With the world’s media in general fueling anti-Israeli sentiment, it is more than a little heartening to find at least one Israeli who is able to strut her stuff – and meaningful stuff too – out there, in this case slap bang in downtown Paris. Machnes Kass is, understandably, overjoyed to have been given an opportunity to set out her artistic stall on such a glittering stage.

She says she has also been greatly encouraged by the responses to her pictures on the Parisian streets. “I went there a couple of times, for a few days. It is a busy area, and lots of people pass by there. It was very moving to see people – adults and children – stopping, children asking their parents about the pictures, and women taking them in. That’s the real reward for my work.”

Maybe, just maybe, art can have some impact on the way we think and relate to the important issues. Notwithstanding my enthusiasm, Machnes Kass was not tempted to take the higher ground. “Let’s get the hostages back first,” she laughs wryly, bringing me back down to earth with a resounding thud. She eventually relents somewhat. “You are dealing with tiny steps here [with regard to the difference art can make], but yes, that’s what I am aiming for.”

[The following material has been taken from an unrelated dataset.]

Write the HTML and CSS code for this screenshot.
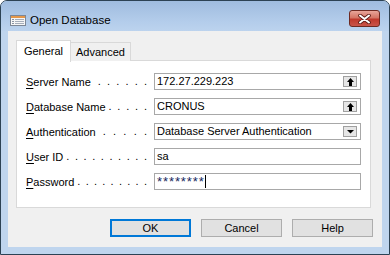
FILE: index.html
```html
<!DOCTYPE html>
<html>
<head>
<meta charset="utf-8">
<link rel="stylesheet" href="styles.css">
</head>
<body>
<div class="window">
  <div class="titlebar">
    <svg class="app-icon" width="16" height="11" viewBox="0 0 16 11">
      <rect x="0.5" y="0.5" width="15" height="10" fill="#f6f6f6" stroke="#7d8796"/>
      <rect x="1" y="1" width="14" height="2" fill="#e4974a"/>
      <rect x="2" y="4" width="2" height="1" fill="#8a94a3"/>
      <rect x="5" y="4" width="9" height="1" fill="#a6aebb"/>
      <rect x="2" y="6" width="2" height="1" fill="#8a94a3"/>
      <rect x="5" y="6" width="9" height="1" fill="#a6aebb"/>
      <rect x="2" y="8" width="2" height="1" fill="#8a94a3"/>
      <rect x="5" y="8" width="9" height="1" fill="#a6aebb"/>
    </svg>
    <span class="title">Open Database</span>
    <div class="close">
      <svg width="13" height="10" viewBox="0 0 13 10">
        <path d="M2 1.5 L11 8.5 M11 1.5 L2 8.5" stroke="#5a1a14" stroke-width="3.6" stroke-linecap="round"/>
        <path d="M2 1.5 L11 8.5 M11 1.5 L2 8.5" stroke="#ffffff" stroke-width="2" stroke-linecap="round"/>
      </svg>
    </div>
  </div>
  <div class="client">
    <div class="tabs">
      <div class="tab active">General</div>
      <div class="tab">Advanced</div>
    </div>
    <div class="panel">
      <div class="row">
        <div class="label"><span class="text"><u>S</u>erver Name</span><span class="dots wide">. . . . . .</span></div>
        <div class="field"><span class="value">172.27.229.223</span><span class="fbtn"><svg width="7" height="8" viewBox="0 0 7 8"><path d="M3.5 0 L7 4 H5 V8 H2 V4 H0 Z" fill="#000"/></svg></span></div>
      </div>
      <div class="row">
        <div class="label"><span class="text"><u>D</u>atabase Name</span><span class="dots">. . . . .</span></div>
        <div class="field"><span class="value">CRONUS</span><span class="fbtn"><svg width="7" height="8" viewBox="0 0 7 8"><path d="M3.5 0 L7 4 H5 V8 H2 V4 H0 Z" fill="#000"/></svg></span></div>
      </div>
      <div class="row">
        <div class="label"><span class="text"><u>A</u>uthentication</span><span class="dots wide">. . . . .</span></div>
        <div class="field"><span class="value">Database Server Authentication</span><span class="fbtn"><svg width="7" height="4" viewBox="0 0 7 4"><path d="M0 0 H7 L3.5 3.5 Z" fill="#000"/></svg></span></div>
      </div>
      <div class="row">
        <div class="label"><span class="text"><u>U</u>ser ID</span><span class="dots">. . . . . . . . . .</span></div>
        <div class="field"><span class="value">sa</span></div>
      </div>
      <div class="row">
        <div class="label"><span class="text"><u>P</u>assword</span><span class="dots">. . . . . . . . .</span></div>
        <div class="field"><span class="value pw">********</span><span class="caret"></span></div>
      </div>
    </div>
    <div class="buttons">
      <div class="btn default">OK</div>
      <div class="btn">Cancel</div>
      <div class="btn">Help</div>
    </div>
  </div>
</div>
</body>
</html>
```
FILE: styles.css
```css
html, body {
  margin: 0;
  padding: 0;
  background: #ffffff;
}
body {
  width: 390px;
  height: 255px;
  overflow: hidden;
  font-family: "Liberation Sans", Arial, sans-serif;
  font-size: 11px;
  color: #000;
}
.window {
  box-sizing: border-box;
  width: 390px;
  height: 255px;
  border: 1px solid #2c4254;
  border-radius: 7px 7px 0 0;
  background: #bfd5ee;
  display: flex;
  flex-direction: column;
}
.titlebar {
  height: 30px;
  box-sizing: border-box;
  padding: 6px 9px 0 9px;
  display: flex;
  align-items: flex-start;
  background: linear-gradient(#9fbcdf, #b4cdeb 70%, #bcd3ee);
  border-radius: 6px 6px 0 0;
}
.app-icon {
  margin-top: 8px;
  flex: none;
}
.title {
  margin-left: 4px;
  margin-top: 5px;
  font-size: 11.5px;
  line-height: 16px;
  color: #000;
}
.close {
  margin-left: auto;
  margin-top: 3px;
  width: 31px;
  height: 17px;
  box-sizing: border-box;
  border: 1px solid #6e2a22;
  border-radius: 3px;
  background: linear-gradient(#e8a599 0%, #d47565 45%, #c0392c 55%, #c9554a 100%);
  display: flex;
  align-items: center;
  justify-content: center;
}
.client {
  margin: 0 7px;
  height: 216px;
  box-sizing: border-box;
  background: #f0f0f0;
  padding: 8px 0 0 8px;
}
.tabs {
  display: flex;
  align-items: flex-end;
  height: 22px;
}
.tab {
  box-sizing: border-box;
  height: 19px;
  width: 60px;
  border: 1px solid #d9d9d9;
  border-left: none;
  border-bottom: none;
  background: #f0f0f0;
  text-align: center;
  line-height: 19px;
  position: relative;
  z-index: 1;
}
.tab.active {
  height: 22px;
  width: 55px;
  border-left: 1px solid #d9d9d9;
  background: #ffffff;
  line-height: 21px;
  z-index: 2;
  margin-bottom: -1px;
}
.panel {
  box-sizing: border-box;
  width: 355px;
  height: 148px;
  margin-top: -1px;
  border: 1px solid #d9d9d9;
  background: #ffffff;
  padding: 12px 9px 0 9px;
  display: flex;
  flex-direction: column;
  gap: 8px;
}
.row {
  display: flex;
  align-items: center;
  height: 17px;
}
.label {
  width: 128px;
  flex: none;
  display: flex;
  align-items: center;
  white-space: nowrap;
}
.label .text {
  flex: none;
}
.label u {
  text-decoration-thickness: 1px;
  text-underline-offset: 2px;
}
.dots {
  flex: 1;
  min-width: 0;
  white-space: normal;
  text-align: justify;
  text-align-last: justify;
  margin-left: 3px;
  padding-right: 7px;
  height: 15px;
  line-height: 15px;
}
.dots.wide {
  margin-left: 7px;
}
.field {
  box-sizing: border-box;
  width: 207px;
  height: 17px;
  border: 1px solid #a8a8a8;
  background: #ffffff;
  display: flex;
  align-items: center;
  padding: 0 3px 0 2px;
}
.value {
  flex: none;
  line-height: 15px;
}
.value.pw {
  font-size: 13px;
  letter-spacing: 0.9px;
  color: #14285e;
  height: 15px;
}
.fbtn {
  margin-left: auto;
  width: 14px;
  height: 11px;
  box-sizing: border-box;
  border: 1px solid #a0a0a0;
  background: #e6e6e6;
  display: flex;
  align-items: center;
  justify-content: center;
}
.caret {
  display: inline-block;
  width: 1px;
  height: 13px;
  background: #000;
  margin-left: 0;
}
.buttons {
  display: flex;
  justify-content: flex-end;
  gap: 10px;
  margin-top: 11px;
  padding-right: 9px;
}
.btn {
  box-sizing: border-box;
  width: 81px;
  height: 18px;
  border: 1px solid #adadad;
  background: #e1e1e1;
  text-align: center;
  line-height: 16px;
}
.btn.default {
  border: 2px solid #0078d7;
  line-height: 14px;
}
```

The ambiance of the black-and-white prints could not be more different from the razzmatazz, 50,000-watt, multi-billion-dollar world of the upper echelons of the male soccer world. The players in the “Like A Dance in the Dark” spread are caught in various athletic poses, but you get the sense that there is probably little showboating here or outrageous melodramatics designed to trick the referee into penalizing a member of the other team.

The male soccer world is rife with the latter puerile antics. But then there is so much more at stake, so much more glory and, more to the point, bucket loads of greenbacks. Male professional soccer is big business and is targeted and trumpeted by the media as the well-heeled protagonists are turned into demigods.

The young women deftly and lovingly snapped by Machnes Kass are light years away from all that mummery. They are clearly on the soccer pitch simply to play the game and to do their best to overcome their rivals. That this is not always the case is evident from some of the more intimate frames that exude empathy, togetherness, and mutual support. This is about the individuals who make up the whole, rather than parading their skills, prancing around, and grabbing the headlines.

And it is about women playing a sport they love, for the sake of it. There is nothing of the sex-sells advertising vibe here. “One of the project’s goals is to create a diverse visual representation of women through the world of female soccer,” Machnes Kass explains. “The project deals not only with a female sport but also with the freedom of the body.” That is, the human body per se. Nothing flirtatious or sexual about it.

The idea was also to eschew any unnatural gesture aimed at the lens for effect. “In the presence of a camera, we usually constrain ourselves to proper poses – stand straight, smile, stop moving, etc.,” she adds. “These images bring us freedom and spontaneous motion without any social filters.”

This is a refreshing take on an area of life that naturally tends toward hype and hyperbole for the unashamed purpose of making as much hay as possible while the sun shines and the TV camera lights burn brightly. The fact that these are Israeli sportswomen portrayed by an Israeli artist, in this awful day and age, makes the venture all the more noteworthy and pleasing.

I went out on a limb and hesitantly suggested to Machnes Kass that maybe there is something to be said for the biblical claim that “out of Zion shall the Torah come forth” as written in the Book of Isaiah. Perhaps here is a positive message for all the world to see. “I don’t know about that,” she demurs. I pressed on – Were there any other photographers, non-Israelis, out there pursuing this burning issue? “Not to my knowledge,” Machnes Kass admits.

So she is bringing something new and different to the global discourse plate. “I suppose so,” she says, gradually warming to the matter. “It makes a change to have something wholesome and positive from Israel out there in the international public eye, and on the biggest stage of them all.”

Agam subscribes to that notion and is delighted with the way the exhibition has been rolled out for all to see. “It is an elegant exhibition that has been beautifully displayed,” she notes, adding that [media] hacks from all over the world could catch a good eyeful and, if they so chose, could mention it in their dispatches.

“It was right across the street from the Olympic media center, where 5,000 journalists spent two months covering the games. The journalists had to see something positive that was connected to Israel, whether they liked it or not,” Agam laughs.